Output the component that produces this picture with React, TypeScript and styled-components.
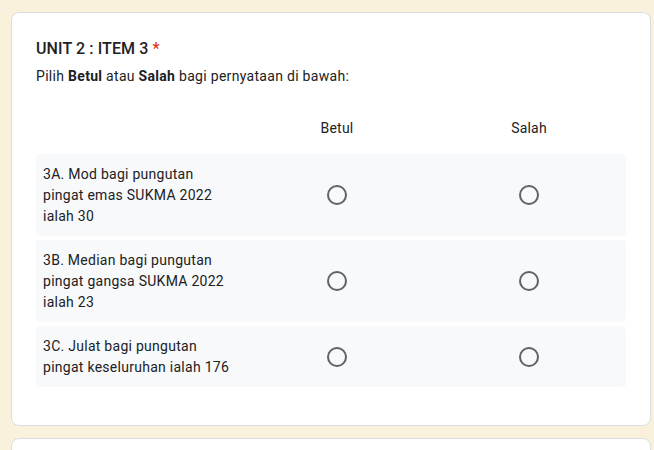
import React from "react";
import styled, { createGlobalStyle } from "styled-components";

const Global = createGlobalStyle`
  html, body {
    margin: 0;
    padding: 0;
    background: #f9f1db;
  }
  body {
    font-family: Roboto, "Liberation Sans", Arial, sans-serif;
    color: #202124;
  }
`;

const Page = styled.div`
  display: flex;
  flex-direction: column;
  gap: 12px;
  padding: 12px 0 0 11px;
  height: 450px;
  box-sizing: border-box;
  overflow: hidden;
`;

const Card = styled.div<{ $empty?: boolean }>`
  width: 640px;
  box-sizing: border-box;
  flex-shrink: 0;
  background: #ffffff;
  border: 1px solid #dadce0;
  border-radius: 8px;
  padding: ${(p) => (p.$empty ? "0" : "24px 24px 38px")};
  height: ${(p) => (p.$empty ? "60px" : "auto")};
`;

const Title = styled.div`
  font-size: 16px;
  line-height: 24px;
  font-weight: 500;
  letter-spacing: 0.1px;
  color: #202124;
`;

const Required = styled.span`
  color: #d93025;
  margin-left: 4px;
`;

const Subtitle = styled.div`
  margin-top: 5px;
  font-size: 14px;
  line-height: 20px;
  font-weight: 400;
  letter-spacing: 0.3px;
  b {
    font-weight: 700;
  }
`;

const Grid = styled.div`
  margin-top: 32px;
  display: flex;
  flex-direction: column;
  gap: 4px;
`;

const HeaderRow = styled.div`
  display: grid;
  grid-template-columns: 205px 192px 192px;
  padding-bottom: 12px;
`;

const HeaderCell = styled.div`
  text-align: center;
  font-size: 14px;
  line-height: 20px;
  letter-spacing: 0.2px;
`;

const Row = styled.div`
  display: grid;
  grid-template-columns: 205px 192px 192px;
  align-items: center;
  background: #f8f9fa;
  border-radius: 4px;
`;

const Label = styled.div`
  padding: 9.5px 8px 9.5px 7px;
  font-size: 14px;
  line-height: 21px;
  letter-spacing: 0.27px;
  max-width: 192px;
`;

const Cell = styled.div`
  display: flex;
  justify-content: center;
  align-items: center;
`;

const Radio = styled.div`
  width: 20px;
  height: 20px;
  box-sizing: border-box;
  border: 2px solid #5f6368;
  border-radius: 50%;
`;

const rows = [
  ["3A. Mod bagi pungutan", "pingat emas SUKMA 2022", "ialah 30"],
  ["3B. Median bagi pungutan", "pingat gangsa SUKMA 2022", "ialah 23"],
  ["3C. Julat bagi pungutan", "pingat keseluruhan ialah 176"],
];

export default function App() {
  return (
    <>
      <Global />
      <Page>
        <Card>
          <Title>
            UNIT 2 : ITEM 3<Required>*</Required>
          </Title>
          <Subtitle>
            Pilih <b>Betul</b> atau <b>Salah</b> bagi pernyataan di bawah:
          </Subtitle>
          <Grid>
            <HeaderRow>
              <div />
              <HeaderCell>Betul</HeaderCell>
              <HeaderCell>Salah</HeaderCell>
            </HeaderRow>
            {rows.map((lines, i) => (
              <Row key={i}>
                <Label>
                  {lines.map((l, j) => (
                    <div key={j}>{l}</div>
                  ))}
                </Label>
                <Cell>
                  <Radio />
                </Cell>
                <Cell>
                  <Radio />
                </Cell>
              </Row>
            ))}
          </Grid>
        </Card>
        <Card $empty />
      </Page>
    </>
  );
}
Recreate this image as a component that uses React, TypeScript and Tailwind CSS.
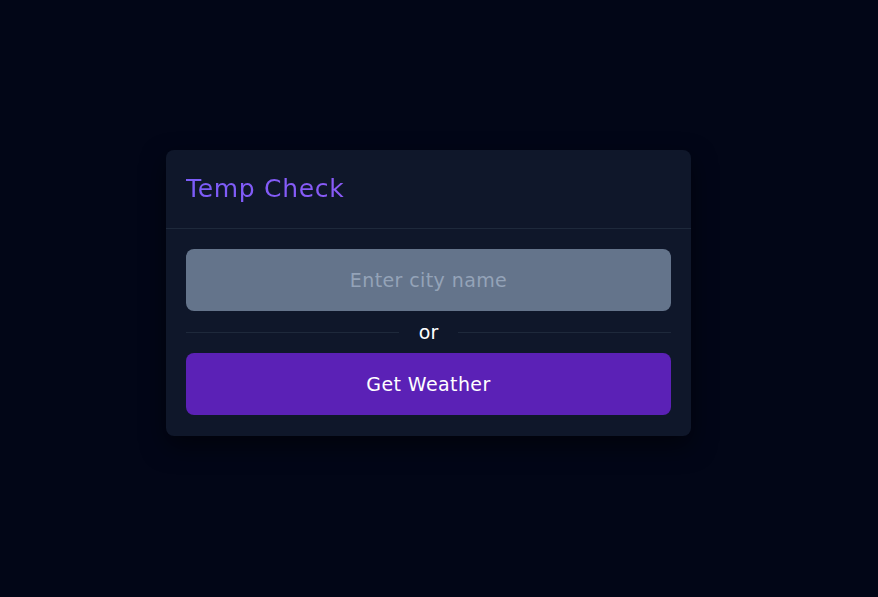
export default function App() {
  const font = { fontFamily: '"DejaVu Sans", "Open Sans", sans-serif' };
  return (
    <div className="min-h-screen w-full bg-[#020617] pt-[150px] pl-[166px]" style={font}>
      <div className="w-[525px] rounded-lg bg-[#0f172a] shadow-[0_10px_25px_rgba(0,0,0,0.5)]">
        <div className="border-b border-[#1e293b] px-5 py-5">
          <h1 className="bg-gradient-to-r from-[#7b5cf8] to-[#a855f7] bg-clip-text text-[25px] leading-[38px] tracking-[0.7px] text-transparent">
            Temp Check
          </h1>
        </div>
        <div className="flex flex-col px-5 pt-5 pb-[21px]">
          <input
            placeholder="Enter city name"
            className="h-[62px] w-full rounded-lg bg-[#64748b] text-center text-[19px] tracking-[0.4px] text-white outline-none placeholder:text-[#94a3b8]"
          />
          <div className="my-[9px] flex h-6 items-center">
            <div className="h-px flex-1 bg-[#1e293b]" />
            <span className="px-5 text-[19px] leading-6 text-white">or</span>
            <div className="h-px flex-1 bg-[#1e293b]" />
          </div>
          <button className="h-[62px] w-full rounded-lg bg-[#5b21b6] text-[19px] tracking-[0.4px] text-white">
            Get Weather
          </button>
        </div>
      </div>
    </div>
  );
}
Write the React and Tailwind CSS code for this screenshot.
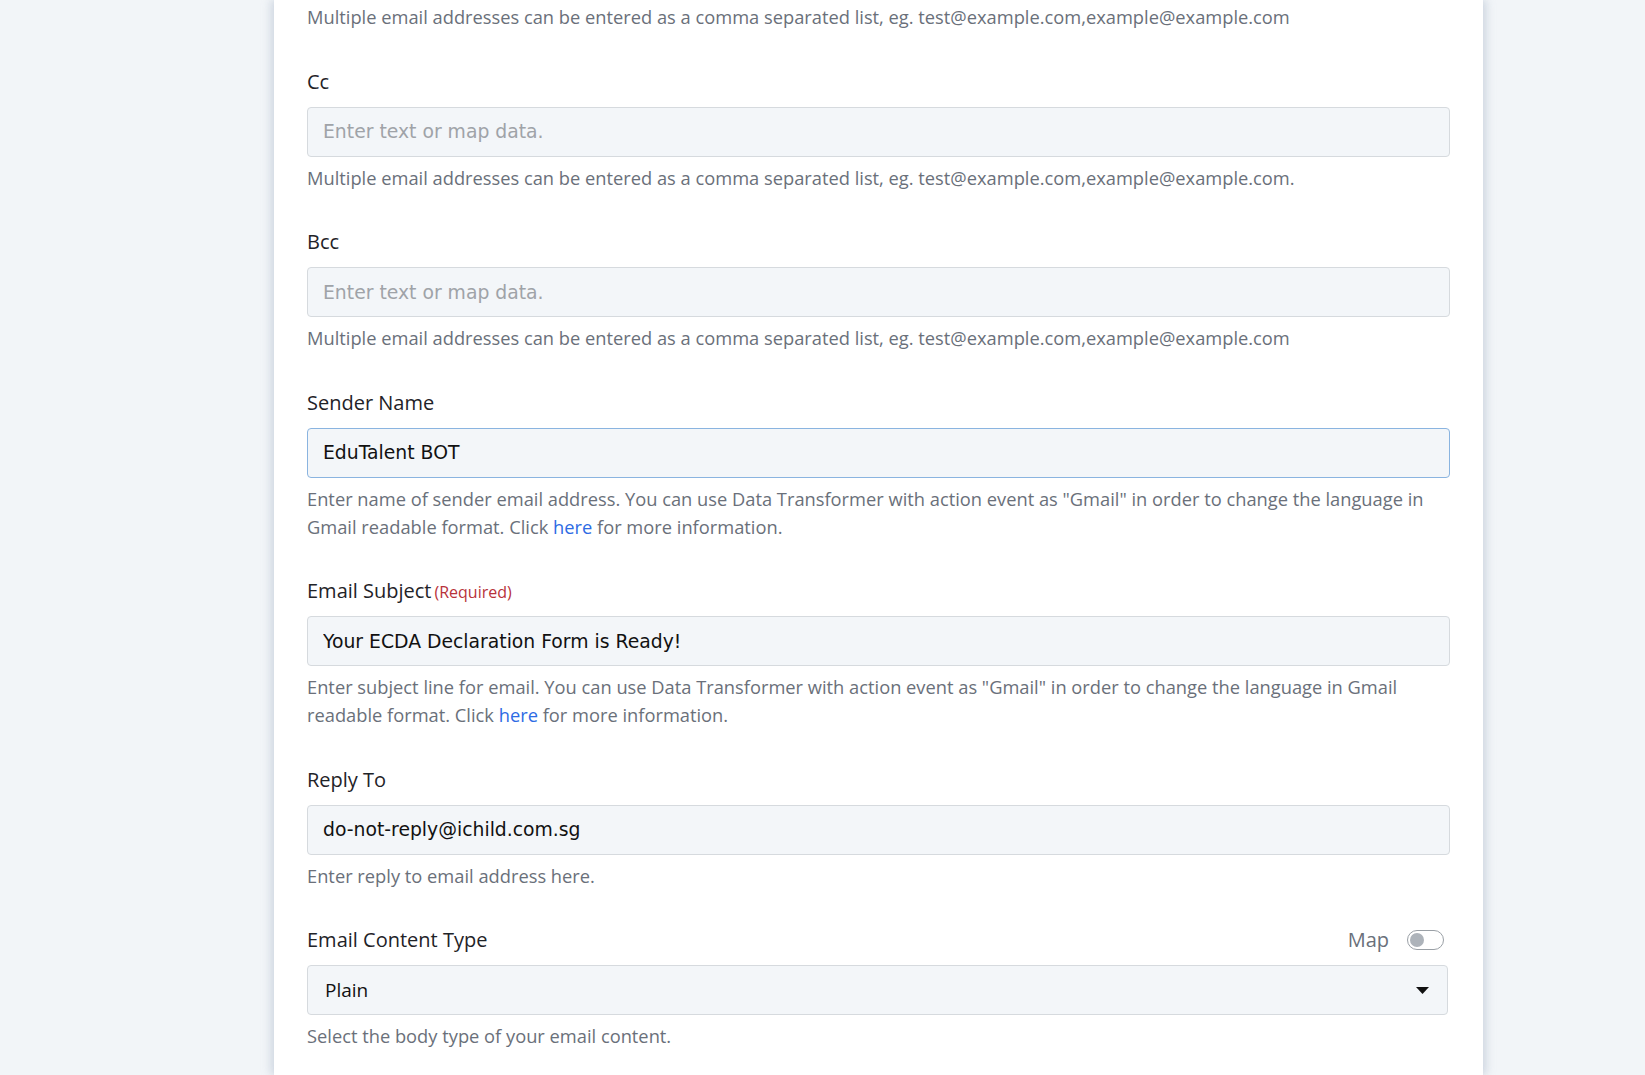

****************

§ Work to do: Drop the pictures and reproduce the rest of the entries above exactly.

§ Completed task:
Output the component that produces this picture with React, TypeScript and styled-components.
import React from "react";
import styled, { createGlobalStyle } from "styled-components";

const Global = createGlobalStyle`
  html, body {
    margin: 0;
    padding: 0;
    background: #f9f1db;
  }
  body {
    font-family: Roboto, "Liberation Sans", Arial, sans-serif;
    color: #202124;
  }
`;

const Page = styled.div`
  display: flex;
  flex-direction: column;
  gap: 12px;
  padding: 12px 0 0 11px;
  height: 450px;
  box-sizing: border-box;
  overflow: hidden;
`;

const Card = styled.div<{ $empty?: boolean }>`
  width: 640px;
  box-sizing: border-box;
  flex-shrink: 0;
  background: #ffffff;
  border: 1px solid #dadce0;
  border-radius: 8px;
  padding: ${(p) => (p.$empty ? "0" : "24px 24px 38px")};
  height: ${(p) => (p.$empty ? "60px" : "auto")};
`;

const Title = styled.div`
  font-size: 16px;
  line-height: 24px;
  font-weight: 500;
  letter-spacing: 0.1px;
  color: #202124;
`;

const Required = styled.span`
  color: #d93025;
  margin-left: 4px;
`;

const Subtitle = styled.div`
  margin-top: 5px;
  font-size: 14px;
  line-height: 20px;
  font-weight: 400;
  letter-spacing: 0.3px;
  b {
    font-weight: 700;
  }
`;

const Grid = styled.div`
  margin-top: 32px;
  display: flex;
  flex-direction: column;
  gap: 4px;
`;

const HeaderRow = styled.div`
  display: grid;
  grid-template-columns: 205px 192px 192px;
  padding-bottom: 12px;
`;

const HeaderCell = styled.div`
  text-align: center;
  font-size: 14px;
  line-height: 20px;
  letter-spacing: 0.2px;
`;

const Row = styled.div`
  display: grid;
  grid-template-columns: 205px 192px 192px;
  align-items: center;
  background: #f8f9fa;
  border-radius: 4px;
`;

const Label = styled.div`
  padding: 9.5px 8px 9.5px 7px;
  font-size: 14px;
  line-height: 21px;
  letter-spacing: 0.27px;
  max-width: 192px;
`;

const Cell = styled.div`
  display: flex;
  justify-content: center;
  align-items: center;
`;

const Radio = styled.div`
  width: 20px;
  height: 20px;
  box-sizing: border-box;
  border: 2px solid #5f6368;
  border-radius: 50%;
`;

const rows = [
  ["3A. Mod bagi pungutan", "pingat emas SUKMA 2022", "ialah 30"],
  ["3B. Median bagi pungutan", "pingat gangsa SUKMA 2022", "ialah 23"],
  ["3C. Julat bagi pungutan", "pingat keseluruhan ialah 176"],
];

export default function App() {
  return (
    <>
      <Global />
      <Page>
        <Card>
          <Title>
            UNIT 2 : ITEM 3<Required>*</Required>
          </Title>
          <Subtitle>
            Pilih <b>Betul</b> atau <b>Salah</b> bagi pernyataan di bawah:
          </Subtitle>
          <Grid>
            <HeaderRow>
              <div />
              <HeaderCell>Betul</HeaderCell>
              <HeaderCell>Salah</HeaderCell>
            </HeaderRow>
            {rows.map((lines, i) => (
              <Row key={i}>
                <Label>
                  {lines.map((l, j) => (
                    <div key={j}>{l}</div>
                  ))}
                </Label>
                <Cell>
                  <Radio />
                </Cell>
                <Cell>
                  <Radio />
                </Cell>
              </Row>
            ))}
          </Grid>
        </Card>
        <Card $empty />
      </Page>
    </>
  );
}
Recreate this image as a component that uses React, TypeScript and Tailwind CSS.
export default function App() {
  const font = { fontFamily: '"DejaVu Sans", "Open Sans", sans-serif' };
  return (
    <div className="min-h-screen w-full bg-[#020617] pt-[150px] pl-[166px]" style={font}>
      <div className="w-[525px] rounded-lg bg-[#0f172a] shadow-[0_10px_25px_rgba(0,0,0,0.5)]">
        <div className="border-b border-[#1e293b] px-5 py-5">
          <h1 className="bg-gradient-to-r from-[#7b5cf8] to-[#a855f7] bg-clip-text text-[25px] leading-[38px] tracking-[0.7px] text-transparent">
            Temp Check
          </h1>
        </div>
        <div className="flex flex-col px-5 pt-5 pb-[21px]">
          <input
            placeholder="Enter city name"
            className="h-[62px] w-full rounded-lg bg-[#64748b] text-center text-[19px] tracking-[0.4px] text-white outline-none placeholder:text-[#94a3b8]"
          />
          <div className="my-[9px] flex h-6 items-center">
            <div className="h-px flex-1 bg-[#1e293b]" />
            <span className="px-5 text-[19px] leading-6 text-white">or</span>
            <div className="h-px flex-1 bg-[#1e293b]" />
          </div>
          <button className="h-[62px] w-full rounded-lg bg-[#5b21b6] text-[19px] tracking-[0.4px] text-white">
            Get Weather
          </button>
        </div>
      </div>
    </div>
  );
}
Write the React and Tailwind CSS code for this screenshot.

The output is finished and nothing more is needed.